Set down the full listing exactly as given. Any pictures are to be left out.

** Begin Data excerpt **

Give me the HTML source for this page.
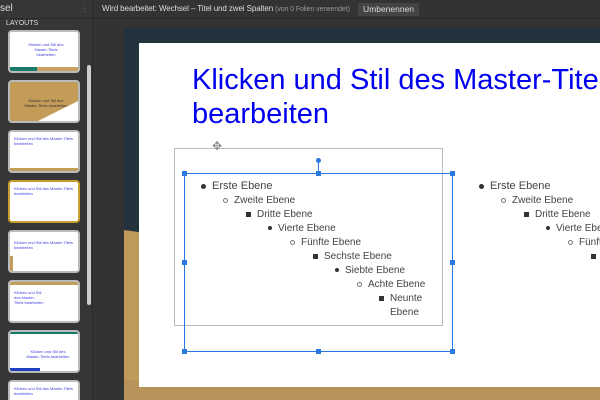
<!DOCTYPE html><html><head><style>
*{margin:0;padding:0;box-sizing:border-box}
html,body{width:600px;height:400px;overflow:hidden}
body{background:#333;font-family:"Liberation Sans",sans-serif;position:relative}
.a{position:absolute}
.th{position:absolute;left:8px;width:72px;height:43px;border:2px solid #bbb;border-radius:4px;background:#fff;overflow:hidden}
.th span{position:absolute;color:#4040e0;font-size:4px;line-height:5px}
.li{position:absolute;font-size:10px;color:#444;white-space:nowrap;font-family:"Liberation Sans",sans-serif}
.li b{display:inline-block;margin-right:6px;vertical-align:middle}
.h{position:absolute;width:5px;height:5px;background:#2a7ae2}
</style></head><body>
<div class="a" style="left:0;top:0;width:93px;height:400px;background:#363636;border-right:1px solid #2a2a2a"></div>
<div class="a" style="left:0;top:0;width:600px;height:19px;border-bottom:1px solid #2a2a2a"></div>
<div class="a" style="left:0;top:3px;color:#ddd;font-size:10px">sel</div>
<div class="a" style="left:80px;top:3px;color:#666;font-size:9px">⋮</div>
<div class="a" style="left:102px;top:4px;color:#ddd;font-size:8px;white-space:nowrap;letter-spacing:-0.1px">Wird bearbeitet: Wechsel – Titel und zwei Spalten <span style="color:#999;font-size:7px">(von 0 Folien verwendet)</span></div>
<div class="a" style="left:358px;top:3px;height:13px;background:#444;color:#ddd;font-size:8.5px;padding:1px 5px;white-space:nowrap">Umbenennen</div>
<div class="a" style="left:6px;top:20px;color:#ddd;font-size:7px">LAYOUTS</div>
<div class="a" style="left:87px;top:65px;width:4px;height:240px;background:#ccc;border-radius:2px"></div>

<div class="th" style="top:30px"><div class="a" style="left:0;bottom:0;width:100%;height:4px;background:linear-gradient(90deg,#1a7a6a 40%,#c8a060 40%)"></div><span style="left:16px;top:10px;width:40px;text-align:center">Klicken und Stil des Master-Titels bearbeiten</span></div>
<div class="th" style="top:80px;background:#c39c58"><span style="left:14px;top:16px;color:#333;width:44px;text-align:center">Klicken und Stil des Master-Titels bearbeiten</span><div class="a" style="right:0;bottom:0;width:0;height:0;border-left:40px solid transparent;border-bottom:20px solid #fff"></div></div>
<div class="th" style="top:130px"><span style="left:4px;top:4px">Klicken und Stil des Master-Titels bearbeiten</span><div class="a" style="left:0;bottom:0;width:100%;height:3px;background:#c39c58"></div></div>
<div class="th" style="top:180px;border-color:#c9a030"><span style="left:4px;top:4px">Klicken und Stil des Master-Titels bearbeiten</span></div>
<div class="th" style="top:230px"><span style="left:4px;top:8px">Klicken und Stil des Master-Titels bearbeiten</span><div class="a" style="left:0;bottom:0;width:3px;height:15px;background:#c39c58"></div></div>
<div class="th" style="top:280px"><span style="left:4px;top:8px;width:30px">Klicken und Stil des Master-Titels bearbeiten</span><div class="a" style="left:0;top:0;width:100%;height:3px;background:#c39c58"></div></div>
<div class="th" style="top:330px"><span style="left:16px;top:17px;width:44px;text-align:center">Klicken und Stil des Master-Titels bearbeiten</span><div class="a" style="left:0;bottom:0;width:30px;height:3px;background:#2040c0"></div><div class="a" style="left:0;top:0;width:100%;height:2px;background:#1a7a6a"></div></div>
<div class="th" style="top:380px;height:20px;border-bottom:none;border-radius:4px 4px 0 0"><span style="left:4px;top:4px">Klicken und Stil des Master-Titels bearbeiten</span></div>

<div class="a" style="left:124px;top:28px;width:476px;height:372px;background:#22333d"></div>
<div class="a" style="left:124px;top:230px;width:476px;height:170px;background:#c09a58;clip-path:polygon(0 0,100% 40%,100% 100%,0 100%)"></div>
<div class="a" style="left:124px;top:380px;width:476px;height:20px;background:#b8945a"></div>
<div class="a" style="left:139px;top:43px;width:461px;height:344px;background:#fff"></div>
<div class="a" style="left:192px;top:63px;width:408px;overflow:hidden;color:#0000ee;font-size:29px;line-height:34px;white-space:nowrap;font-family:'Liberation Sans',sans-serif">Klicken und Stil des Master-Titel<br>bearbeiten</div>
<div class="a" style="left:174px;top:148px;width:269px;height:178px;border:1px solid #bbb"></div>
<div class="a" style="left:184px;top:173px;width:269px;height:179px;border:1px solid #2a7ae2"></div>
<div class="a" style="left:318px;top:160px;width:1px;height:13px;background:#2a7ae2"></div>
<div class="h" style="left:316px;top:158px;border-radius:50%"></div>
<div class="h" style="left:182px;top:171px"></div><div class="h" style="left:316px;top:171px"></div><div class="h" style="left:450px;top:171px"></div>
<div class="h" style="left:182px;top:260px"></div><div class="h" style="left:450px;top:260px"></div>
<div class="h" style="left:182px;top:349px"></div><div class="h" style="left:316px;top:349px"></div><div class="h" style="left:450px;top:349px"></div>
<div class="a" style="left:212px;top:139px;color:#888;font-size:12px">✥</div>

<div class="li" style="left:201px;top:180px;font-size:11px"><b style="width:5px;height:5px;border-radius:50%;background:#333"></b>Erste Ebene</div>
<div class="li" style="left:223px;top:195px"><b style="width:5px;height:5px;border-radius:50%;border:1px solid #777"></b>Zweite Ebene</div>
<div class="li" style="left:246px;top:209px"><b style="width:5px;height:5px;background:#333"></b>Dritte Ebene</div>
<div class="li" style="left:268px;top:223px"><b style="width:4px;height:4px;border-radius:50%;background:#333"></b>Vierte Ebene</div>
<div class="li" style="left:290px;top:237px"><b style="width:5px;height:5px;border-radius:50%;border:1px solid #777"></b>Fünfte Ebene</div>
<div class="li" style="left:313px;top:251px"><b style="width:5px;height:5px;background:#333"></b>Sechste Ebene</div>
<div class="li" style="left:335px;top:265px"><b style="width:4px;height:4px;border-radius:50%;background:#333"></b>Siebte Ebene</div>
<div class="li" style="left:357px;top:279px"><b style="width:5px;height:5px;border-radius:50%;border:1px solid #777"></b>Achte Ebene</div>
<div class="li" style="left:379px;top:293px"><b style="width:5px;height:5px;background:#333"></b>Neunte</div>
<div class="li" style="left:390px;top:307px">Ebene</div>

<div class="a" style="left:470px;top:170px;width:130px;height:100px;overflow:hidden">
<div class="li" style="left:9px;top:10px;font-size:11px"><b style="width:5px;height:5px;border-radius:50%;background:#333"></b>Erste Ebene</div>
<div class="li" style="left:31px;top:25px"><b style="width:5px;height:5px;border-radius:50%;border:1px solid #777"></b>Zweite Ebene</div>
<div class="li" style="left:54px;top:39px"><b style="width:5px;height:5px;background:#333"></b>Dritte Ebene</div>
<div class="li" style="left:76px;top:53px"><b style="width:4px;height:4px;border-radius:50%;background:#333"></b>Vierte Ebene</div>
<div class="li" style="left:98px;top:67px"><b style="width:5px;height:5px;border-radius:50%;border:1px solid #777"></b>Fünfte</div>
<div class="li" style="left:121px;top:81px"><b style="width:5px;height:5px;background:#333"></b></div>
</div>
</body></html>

** End Data excerpt **

### Expected answer
Give me the HTML source for this page.
<!DOCTYPE html><html><head><style>
*{margin:0;padding:0;box-sizing:border-box}
html,body{width:600px;height:400px;overflow:hidden}
body{background:#333;font-family:"Liberation Sans",sans-serif;position:relative}
.a{position:absolute}
.th{position:absolute;left:8px;width:72px;height:43px;border:2px solid #bbb;border-radius:4px;background:#fff;overflow:hidden}
.th span{position:absolute;color:#4040e0;font-size:4px;line-height:5px}
.li{position:absolute;font-size:10px;color:#444;white-space:nowrap;font-family:"Liberation Sans",sans-serif}
.li b{display:inline-block;margin-right:6px;vertical-align:middle}
.h{position:absolute;width:5px;height:5px;background:#2a7ae2}
</style></head><body>
<div class="a" style="left:0;top:0;width:93px;height:400px;background:#363636;border-right:1px solid #2a2a2a"></div>
<div class="a" style="left:0;top:0;width:600px;height:19px;border-bottom:1px solid #2a2a2a"></div>
<div class="a" style="left:0;top:3px;color:#ddd;font-size:10px">sel</div>
<div class="a" style="left:80px;top:3px;color:#666;font-size:9px">⋮</div>
<div class="a" style="left:102px;top:4px;color:#ddd;font-size:8px;white-space:nowrap;letter-spacing:-0.1px">Wird bearbeitet: Wechsel – Titel und zwei Spalten <span style="color:#999;font-size:7px">(von 0 Folien verwendet)</span></div>
<div class="a" style="left:358px;top:3px;height:13px;background:#444;color:#ddd;font-size:8.5px;padding:1px 5px;white-space:nowrap">Umbenennen</div>
<div class="a" style="left:6px;top:20px;color:#ddd;font-size:7px">LAYOUTS</div>
<div class="a" style="left:87px;top:65px;width:4px;height:240px;background:#ccc;border-radius:2px"></div>

<div class="th" style="top:30px"><div class="a" style="left:0;bottom:0;width:100%;height:4px;background:linear-gradient(90deg,#1a7a6a 40%,#c8a060 40%)"></div><span style="left:16px;top:10px;width:40px;text-align:center">Klicken und Stil des Master-Titels bearbeiten</span></div>
<div class="th" style="top:80px;background:#c39c58"><span style="left:14px;top:16px;color:#333;width:44px;text-align:center">Klicken und Stil des Master-Titels bearbeiten</span><div class="a" style="right:0;bottom:0;width:0;height:0;border-left:40px solid transparent;border-bottom:20px solid #fff"></div></div>
<div class="th" style="top:130px"><span style="left:4px;top:4px">Klicken und Stil des Master-Titels bearbeiten</span><div class="a" style="left:0;bottom:0;width:100%;height:3px;background:#c39c58"></div></div>
<div class="th" style="top:180px;border-color:#c9a030"><span style="left:4px;top:4px">Klicken und Stil des Master-Titels bearbeiten</span></div>
<div class="th" style="top:230px"><span style="left:4px;top:8px">Klicken und Stil des Master-Titels bearbeiten</span><div class="a" style="left:0;bottom:0;width:3px;height:15px;background:#c39c58"></div></div>
<div class="th" style="top:280px"><span style="left:4px;top:8px;width:30px">Klicken und Stil des Master-Titels bearbeiten</span><div class="a" style="left:0;top:0;width:100%;height:3px;background:#c39c58"></div></div>
<div class="th" style="top:330px"><span style="left:16px;top:17px;width:44px;text-align:center">Klicken und Stil des Master-Titels bearbeiten</span><div class="a" style="left:0;bottom:0;width:30px;height:3px;background:#2040c0"></div><div class="a" style="left:0;top:0;width:100%;height:2px;background:#1a7a6a"></div></div>
<div class="th" style="top:380px;height:20px;border-bottom:none;border-radius:4px 4px 0 0"><span style="left:4px;top:4px">Klicken und Stil des Master-Titels bearbeiten</span></div>

<div class="a" style="left:124px;top:28px;width:476px;height:372px;background:#22333d"></div>
<div class="a" style="left:124px;top:230px;width:476px;height:170px;background:#c09a58;clip-path:polygon(0 0,100% 40%,100% 100%,0 100%)"></div>
<div class="a" style="left:124px;top:380px;width:476px;height:20px;background:#b8945a"></div>
<div class="a" style="left:139px;top:43px;width:461px;height:344px;background:#fff"></div>
<div class="a" style="left:192px;top:63px;width:408px;overflow:hidden;color:#0000ee;font-size:29px;line-height:34px;white-space:nowrap;font-family:'Liberation Sans',sans-serif">Klicken und Stil des Master-Titel<br>bearbeiten</div>
<div class="a" style="left:174px;top:148px;width:269px;height:178px;border:1px solid #bbb"></div>
<div class="a" style="left:184px;top:173px;width:269px;height:179px;border:1px solid #2a7ae2"></div>
<div class="a" style="left:318px;top:160px;width:1px;height:13px;background:#2a7ae2"></div>
<div class="h" style="left:316px;top:158px;border-radius:50%"></div>
<div class="h" style="left:182px;top:171px"></div><div class="h" style="left:316px;top:171px"></div><div class="h" style="left:450px;top:171px"></div>
<div class="h" style="left:182px;top:260px"></div><div class="h" style="left:450px;top:260px"></div>
<div class="h" style="left:182px;top:349px"></div><div class="h" style="left:316px;top:349px"></div><div class="h" style="left:450px;top:349px"></div>
<div class="a" style="left:212px;top:139px;color:#888;font-size:12px">✥</div>

<div class="li" style="left:201px;top:180px;font-size:11px"><b style="width:5px;height:5px;border-radius:50%;background:#333"></b>Erste Ebene</div>
<div class="li" style="left:223px;top:195px"><b style="width:5px;height:5px;border-radius:50%;border:1px solid #777"></b>Zweite Ebene</div>
<div class="li" style="left:246px;top:209px"><b style="width:5px;height:5px;background:#333"></b>Dritte Ebene</div>
<div class="li" style="left:268px;top:223px"><b style="width:4px;height:4px;border-radius:50%;background:#333"></b>Vierte Ebene</div>
<div class="li" style="left:290px;top:237px"><b style="width:5px;height:5px;border-radius:50%;border:1px solid #777"></b>Fünfte Ebene</div>
<div class="li" style="left:313px;top:251px"><b style="width:5px;height:5px;background:#333"></b>Sechste Ebene</div>
<div class="li" style="left:335px;top:265px"><b style="width:4px;height:4px;border-radius:50%;background:#333"></b>Siebte Ebene</div>
<div class="li" style="left:357px;top:279px"><b style="width:5px;height:5px;border-radius:50%;border:1px solid #777"></b>Achte Ebene</div>
<div class="li" style="left:379px;top:293px"><b style="width:5px;height:5px;background:#333"></b>Neunte</div>
<div class="li" style="left:390px;top:307px">Ebene</div>

<div class="a" style="left:470px;top:170px;width:130px;height:100px;overflow:hidden">
<div class="li" style="left:9px;top:10px;font-size:11px"><b style="width:5px;height:5px;border-radius:50%;background:#333"></b>Erste Ebene</div>
<div class="li" style="left:31px;top:25px"><b style="width:5px;height:5px;border-radius:50%;border:1px solid #777"></b>Zweite Ebene</div>
<div class="li" style="left:54px;top:39px"><b style="width:5px;height:5px;background:#333"></b>Dritte Ebene</div>
<div class="li" style="left:76px;top:53px"><b style="width:4px;height:4px;border-radius:50%;background:#333"></b>Vierte Ebene</div>
<div class="li" style="left:98px;top:67px"><b style="width:5px;height:5px;border-radius:50%;border:1px solid #777"></b>Fünfte</div>
<div class="li" style="left:121px;top:81px"><b style="width:5px;height:5px;background:#333"></b></div>
</div>
</body></html>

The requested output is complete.